## DATA SECTION
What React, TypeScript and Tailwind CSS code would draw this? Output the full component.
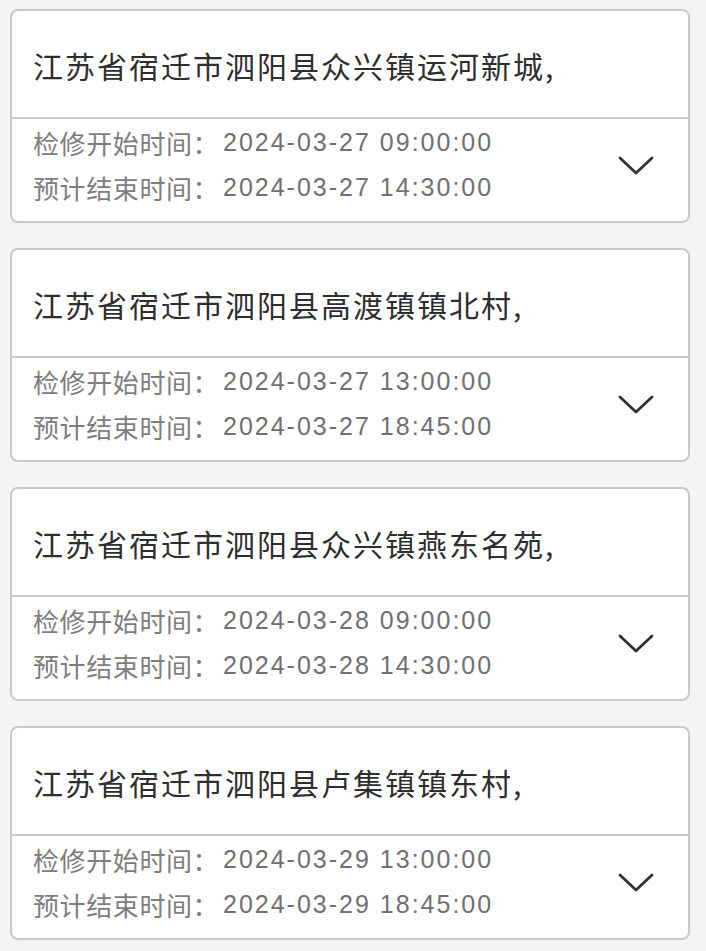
import React from 'react'

const items = [
  { addr: '江苏省宿迁市泗阳县众兴镇运河新城,', start: '2024-03-27 09:00:00', end: '2024-03-27 14:30:00' },
  { addr: '江苏省宿迁市泗阳县高渡镇镇北村,', start: '2024-03-27 13:00:00', end: '2024-03-27 18:45:00' },
  { addr: '江苏省宿迁市泗阳县众兴镇燕东名苑,', start: '2024-03-28 09:00:00', end: '2024-03-28 14:30:00' },
  { addr: '江苏省宿迁市泗阳县卢集镇镇东村,', start: '2024-03-29 13:00:00', end: '2024-03-29 18:45:00' },
]

const cjk = { fontFamily: '"Noto Sans CJK SC", "Noto Sans", sans-serif' }
const num = { fontFamily: '"Liberation Sans", "Noto Sans CJK SC", sans-serif' }

const Chevron = () => (
  <svg width="36" height="22" viewBox="0 0 36 22" fill="none" className="mb-[8px]">
    <path d="M2 3 L18 18 L34 3" stroke="#333" strokeWidth="2.8" strokeLinecap="round" strokeLinejoin="round" />
  </svg>
)

const Row = ({ label, value }: { label: string, value: string }) => (
  <div className="flex items-center h-[45px]">
    <span className="w-[190px] text-[26px] tracking-[0.6px] text-[#7d7d7d]" style={cjk}>{label}</span>
    <span className="text-[25px] tracking-[2px] text-[#707070]" style={num}>{value}</span>
  </div>
)

const App = () => {
  return (
    <div className="min-h-screen w-full bg-[#f4f4f4] pt-[9px] pl-[10px] flex flex-col gap-[25px]">
      {items.map((it, i) => (
        <div key={i} className="w-[680px] rounded-[8px] border-2 border-[#c9c9c9] bg-white">
          <div className="h-[106px] flex items-center pl-[21px] pt-[3px]">
            <span className="text-[30px] tracking-[2px] text-[#2e2e2e]" style={cjk}>{it.addr}</span>
          </div>
          <div className="h-[2px] bg-[#c9c9c9]" />
          <div className="h-[102px] flex items-center justify-between pl-[21px] pr-[34px]">
            <div className="flex flex-col self-start pt-[1px]">
              <Row label="检修开始时间：" value={it.start} />
              <Row label="预计结束时间：" value={it.end} />
            </div>
            <Chevron />
          </div>
        </div>
      ))}
    </div>
  )
}

export default App
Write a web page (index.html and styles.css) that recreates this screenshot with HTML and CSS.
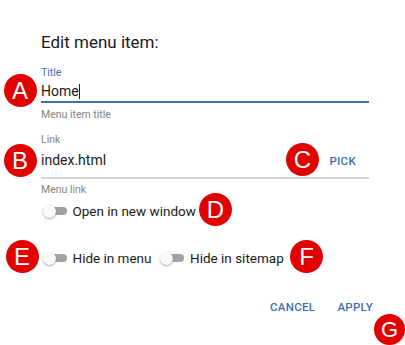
FILE: index.html
```html
<!DOCTYPE html>
<html>
<head>
<link rel="stylesheet" href="styles.css">
</head>
<body>
  <div class="dialog">
    <h2 class="dialog-title">Edit menu item:</h2>

    <div class="field field-focused">
      <label class="field-label">Title</label>
      <div class="field-row">
        <div class="field-input">Home<span class="caret"></span></div>
      </div>
      <div class="field-help">Menu item title</div>
    </div>

    <div class="field field-link">
      <label class="field-label">Link</label>
      <div class="field-row">
        <div class="field-input">index.html</div>
        <button class="text-btn pick-btn">Pick</button>
      </div>
      <div class="field-help">Menu link</div>
    </div>

    <div class="switch-row first-switch">
      <span class="switch"><span class="switch-track"></span><span class="switch-thumb"></span></span>
      <span class="switch-label">Open in new window</span>
    </div>

    <div class="switch-row second-switch">
      <span class="switch"><span class="switch-track"></span><span class="switch-thumb"></span></span>
      <span class="switch-label">Hide in menu</span>
      <span class="switch"><span class="switch-track"></span><span class="switch-thumb"></span></span>
      <span class="switch-label">Hide in sitemap</span>
    </div>

    <div class="dialog-actions">
      <button class="text-btn">Cancel</button>
      <button class="text-btn">Apply</button>
    </div>

    <!-- callout markers -->
    <span class="badge badge-a">A</span>
    <span class="badge badge-b">B</span>
    <span class="badge badge-c">C</span>
    <span class="badge badge-d">D</span>
    <span class="badge badge-e">E</span>
    <span class="badge badge-f">F</span>
    <span class="badge badge-g">G</span>
  </div>
</body>
</html>
```

FILE: styles.css
```css
* {
  box-sizing: border-box;
  margin: 0;
  padding: 0;
}
body {
  background: #fff;
  font-family: Roboto, "Liberation Sans", sans-serif;
  color: #1a1a1a;
  width: 405px;
  height: 345px;
  overflow: hidden;
}
.dialog {
  position: relative;
  height: 345px;
  padding: 32px 36px 0 41px;
}
.dialog-title {
  font-size: 17px;
  font-weight: 400;
  line-height: 20px;
  color: #1a1a1a;
  margin-bottom: 14px;
}

/* text fields */
.field-label {
  display: block;
  font-size: 10.5px;
  line-height: 13px;
  color: #858585;
}
.field-focused .field-label {
  color: #3f6db3;
}
.field-row {
  display: flex;
  align-items: baseline;
  margin-top: 2px;
  border-bottom: 2px solid #d6d6d6;
}
.field-focused .field-row {
  border-bottom-color: #3f6db3;
}
.field-link .field-row {
  margin-top: 4px;
  padding-bottom: 6px;
}
.field-input {
  flex: 1;
  font-size: 14px;
  line-height: 20px;
  color: #1a1a1a;
}
.caret {
  display: inline-block;
  width: 1px;
  height: 15px;
  background: #222;
  vertical-align: -3px;
}
.field-help {
  font-size: 10.5px;
  line-height: 13px;
  color: #858585;
  margin-top: 5px;
}
.field-link {
  margin-top: 12px;
}
.field-link .field-help {
  margin-top: 4px;
}

/* buttons */
.text-btn {
  background: none;
  border: none;
  font-family: Roboto, "Liberation Sans", sans-serif;
  font-weight: 500;
  font-size: 11.5px;
  letter-spacing: 0.3px;
  text-transform: uppercase;
  color: #3f6db3;
  padding: 0 8px;
  line-height: 20px;
}
.pick-btn {
  margin-right: 5px;
}

/* switches */
.switch-row {
  display: flex;
  align-items: center;
  height: 24px;
}
.first-switch {
  margin-top: 3px;
}
.second-switch {
  margin-top: 23px;
}
.switch {
  position: relative;
  width: 24px;
  height: 14px;
  margin-left: 1.5px;
  margin-right: 6px;
  flex: none;
}
.switch-track {
  position: absolute;
  left: 5px;
  right: 0;
  top: 3px;
  height: 8px;
  border-radius: 4px;
  background: #a2a2a2;
}
.switch-thumb {
  position: absolute;
  left: 0;
  top: 0.5px;
  width: 13px;
  height: 13px;
  border-radius: 50%;
  background: #fafafa;
  box-shadow: 0 1px 2px rgba(0, 0, 0, 0.35);
}
.switch-label {
  font-size: 13.5px;
  color: #1a1a1a;
  margin-right: 7px;
}

.dialog-actions {
  display: flex;
  justify-content: flex-end;
  gap: 6px;
  margin-top: 27px;
  margin-right: -12px;
}

/* callout markers */
.badge {
  position: absolute;
  width: 33px;
  height: 33px;
  border-radius: 50%;
  background: #e30000;
  color: #fff;
  font-family: "Liberation Sans", Arial, sans-serif;
  font-size: 24px;
  line-height: 33px;
  text-align: center;
}
.badge-a { left: 3.5px; top: 73.5px; }
.badge-b { left: 3.5px; top: 144px; }
.badge-c { left: 286px; top: 143px; }
.badge-d { left: 199px; top: 192.5px; }
.badge-e { left: 5.5px; top: 240px; }
.badge-f { left: 290px; top: 239.5px; }
.badge-g { left: 374px; top: 314px; width: 31px; height: 31px; line-height: 31px; font-size: 22px; }
```
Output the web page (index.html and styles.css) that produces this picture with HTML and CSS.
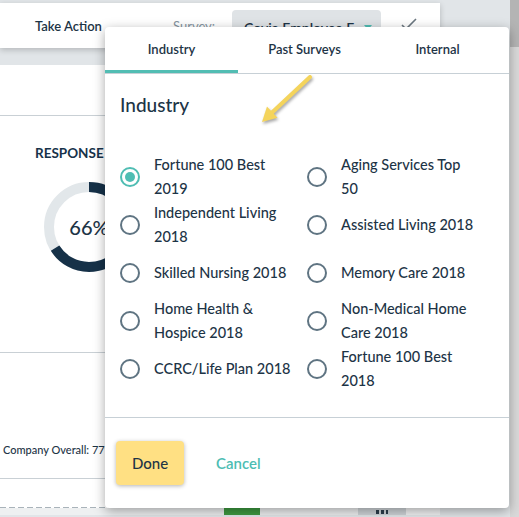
FILE: index.html
```html
<!DOCTYPE html>
<html lang="en">
<head>
<meta charset="utf-8">
<title>Survey benchmark</title>
<link rel="stylesheet" href="styles.css">
</head>
<body>
<div class="app">
  <div class="main">
    <header class="topbar">
      <span class="take-action">Take Action</span>
      <span class="survey-label">Survey:</span>
      <div class="survey-select"><span>Covia Employee E</span><span class="caret"></span></div>
      <svg class="check" width="18" height="14" viewBox="0 0 18 14"><path d="M2 8 L6 12 L16 2" fill="none" stroke="#6b7780" stroke-width="1.6"/></svg>
    </header>
    <section class="card">
      <div class="card-top"></div>
      <div class="card-response">
        <h3 class="card-title">RESPONSE RATE</h3>
        <div class="donut">
          <svg width="90" height="90" viewBox="0 0 90 90">
            <circle cx="45" cy="45" r="40" fill="none" stroke="#e2e7ea" stroke-width="10"/>
            <circle cx="45" cy="45" r="40" fill="none" stroke="#163148" stroke-width="10" stroke-dasharray="165.9 251.3" transform="rotate(-90 45 45)"/>
          </svg>
          <span class="donut-value">66%</span>
        </div>
      </div>
      <div class="card-company">Company Overall: 77%</div>
      <div class="card-foot"></div>
      <div class="dashed"></div>
    </section>
    <div class="bottom-row">
      <div class="bar-green"></div>
      <div class="bar-grey"><span class="dots"></span></div>
      <div class="bar-light"></div>
    </div>
  </div>
  <div class="scrollbar"><div class="thumb"></div></div>

  <div class="modal">
    <nav class="tabs">
      <div class="tab active">Industry</div>
      <div class="tab">Past Surveys</div>
      <div class="tab">Internal</div>
    </nav>
    <div class="modal-body">
      <h2 class="panel-title">Industry</h2>
      <div class="options">
        <label class="option"><span class="radio checked"></span><span class="label">Fortune 100 Best 2019</span></label>
        <label class="option"><span class="radio"></span><span class="label">Aging Services Top 50</span></label>
        <label class="option"><span class="radio"></span><span class="label">Independent Living 2018</span></label>
        <label class="option"><span class="radio"></span><span class="label">Assisted Living 2018</span></label>
        <label class="option"><span class="radio"></span><span class="label">Skilled Nursing 2018</span></label>
        <label class="option"><span class="radio"></span><span class="label">Memory Care 2018</span></label>
        <label class="option"><span class="radio"></span><span class="label">Home Health &amp; Hospice 2018</span></label>
        <label class="option"><span class="radio"></span><span class="label">Non-Medical Home Care 2018</span></label>
        <label class="option"><span class="radio"></span><span class="label">CCRC/Life Plan 2018</span></label>
        <label class="option"><span class="radio"></span><span class="label">Fortune 100 Best 2018</span></label>
      </div>
    </div>
    <footer class="modal-footer">
      <button class="btn-done">Done</button>
      <button class="btn-cancel">Cancel</button>
    </footer>
  </div>

  <svg class="arrow" width="70" height="60" viewBox="250 70 70 60">
    <line x1="310" y1="77" x2="271" y2="113.5" stroke="#f4d45c" stroke-width="4" stroke-linecap="round"/>
    <polygon points="262,122 277.5,117.8 267,106.6" fill="#f4d45c"/>
  </svg>
</div>
</body>
</html>
```
FILE: styles.css
```css
body {
  margin: 0;
  width: 519px;
  height: 517px;
  overflow: hidden;
  font-family: Lato, "Open Sans", sans-serif;
  color: #1d3446;
}

.app {
  position: relative;
  display: flex;
  height: 517px;
  background: #e1e5e8;
}

.main {
  width: 510px;
  display: flex;
  flex-direction: column;
}

.scrollbar {
  width: 9px;
  background: #d9d9d9;
}

.thumb {
  height: 47px;
  background: #b4b4b4;
}

/* header */
.topbar {
  margin-top: 3px;
  height: 45px;
  width: 440px;
  box-sizing: border-box;
  padding-left: 35px;
  background: #fff;
  box-shadow: 0 2px 6px rgba(0, 0, 0, 0.2);
  display: flex;
  align-items: center;
  position: relative;
  z-index: 1;
}

.take-action {
  width: 138px;
  font-size: 13px;
  font-weight: 600;
}

.survey-label {
  width: 59px;
  font-size: 13px;
  color: #8594a0;
}

.survey-select {
  align-self: flex-start;
  margin-top: 7px;
  width: 149px;
  height: 34px;
  box-sizing: border-box;
  padding: 0 9px 0 12px;
  background: #dfe3e6;
  border-radius: 4px;
  display: flex;
  align-items: center;
  justify-content: space-between;
  font-size: 14px;
  font-weight: 600;
}

.caret {
  width: 0;
  height: 0;
  border-left: 4px solid transparent;
  border-right: 4px solid transparent;
  border-top: 5px solid #4fbdb3;
}

.check {
  margin-left: 19px;
  margin-top: -4px;
}

/* background card */
.card {
  margin-top: 17px;
  width: 440px;
  background: #fff;
}

.card-top {
  height: 50px;
  border-bottom: 1px solid #c9d0d5;
}

.card-response {
  height: 237px;
  box-sizing: border-box;
  padding: 30px 0 0 35px;
  border-bottom: 1px solid #c9d0d5;
}

.card-title {
  margin: 0;
  font-size: 13.5px;
  line-height: 14px;
  font-weight: 700;
  color: #17324a;
}

.donut {
  position: relative;
  margin: 22px 0 0 9px;
  width: 90px;
  height: 90px;
}

.donut svg {
  display: block;
}

.donut-value {
  position: absolute;
  inset: 0;
  display: flex;
  align-items: center;
  justify-content: center;
  font-size: 20px;
  font-weight: 500;
}

.card-company {
  height: 126px;
  box-sizing: border-box;
  padding: 90px 0 0 3px;
  font-size: 11px;
  line-height: 14px;
  font-weight: 500;
  border-bottom: 1px solid #c9d0d5;
}

.card-foot {
  height: 28px;
}

.dashed {
  height: 1px;
  background: repeating-linear-gradient(to right, #a9b3ba 0 6px, transparent 6px 9px);
}

.bottom-row {
  width: 440px;
  height: 7px;
  background: #eef0f1;
  display: flex;
}

.bar-green {
  margin-left: 224px;
  width: 36px;
  height: 12px;
  margin-top: -5px;
  background: #3d9a40;
}

.bar-grey {
  margin-left: 98px;
  width: 48px;
  background: #cfd4d8;
  display: flex;
  justify-content: center;
}

.dots {
  width: 12px;
  height: 4px;
  margin-top: 2px;
  background: repeating-linear-gradient(to right, #2d3e4c 0 3px, transparent 3px 5px);
}

.bar-light {
  width: 34px;
  background: #f1f2f3;
}

/* modal */
.modal {
  position: absolute;
  left: 105px;
  top: 27px;
  width: 404px;
  height: 481px;
  background: #fff;
  border-radius: 4px;
  box-shadow: 0 3px 12px rgba(0, 0, 0, 0.35);
  display: flex;
  flex-direction: column;
  z-index: 5;
}

.tabs {
  display: grid;
  grid-template-columns: repeat(3, 133px);
  height: 47px;
  box-sizing: border-box;
  border-bottom: 1px solid #c7d0d6;
}

.tab {
  display: flex;
  align-items: center;
  justify-content: center;
  font-size: 13px;
  font-weight: 600;
  border-bottom: 3px solid transparent;
}

.tab.active {
  border-bottom-color: #52bdb3;
}

.modal-body {
  flex: 1;
}

.panel-title {
  margin: 19px 0 0 15px;
  font-size: 19px;
  line-height: 24px;
  font-weight: 500;
}

.options {
  margin-top: 36px;
  padding-left: 15px;
  display: grid;
  grid-template-columns: 187px 187px;
  grid-auto-rows: 48px;
}

.option {
  display: flex;
  align-items: center;
  gap: 14px;
}

.radio {
  flex: none;
  width: 20px;
  height: 20px;
  box-sizing: border-box;
  border: 2px solid #5f7482;
  border-radius: 50%;
  display: grid;
  place-items: center;
}

.radio.checked {
  border-color: #4fbdb3;
}

.radio.checked::after {
  content: "";
  width: 10px;
  height: 10px;
  border-radius: 50%;
  background: #4fbdb3;
}

.label {
  width: 138px;
  font-size: 14.5px;
  line-height: 24px;
  font-weight: 500;
}

.modal-footer {
  height: 91px;
  box-sizing: border-box;
  border-top: 1px solid #c7d0d6;
  padding: 0 11px;
  display: flex;
  align-items: center;
}

.btn-done {
  width: 68px;
  height: 44px;
  border: none;
  border-radius: 4px;
  background: #ffe083;
  box-shadow: 0 1px 4px rgba(0, 0, 0, 0.3);
  font-family: inherit;
  font-size: 15px;
  font-weight: 500;
  color: #1d3446;
  padding: 0;
}

.btn-cancel {
  margin-left: 32px;
  border: none;
  background: none;
  padding: 0;
  font-family: inherit;
  font-size: 15px;
  font-weight: 600;
  color: #4dbdb3;
}

.arrow {
  position: absolute;
  left: 250px;
  top: 70px;
  z-index: 6;
  filter: drop-shadow(1px 2px 1.5px rgba(0, 0, 0, 0.35));
}
```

## TASK INSTRUCTIONS
Check every line of the records above for the string "React" and say how many contain it, giving the number alone.

## ANSWER FOR THIS EXERCISE
2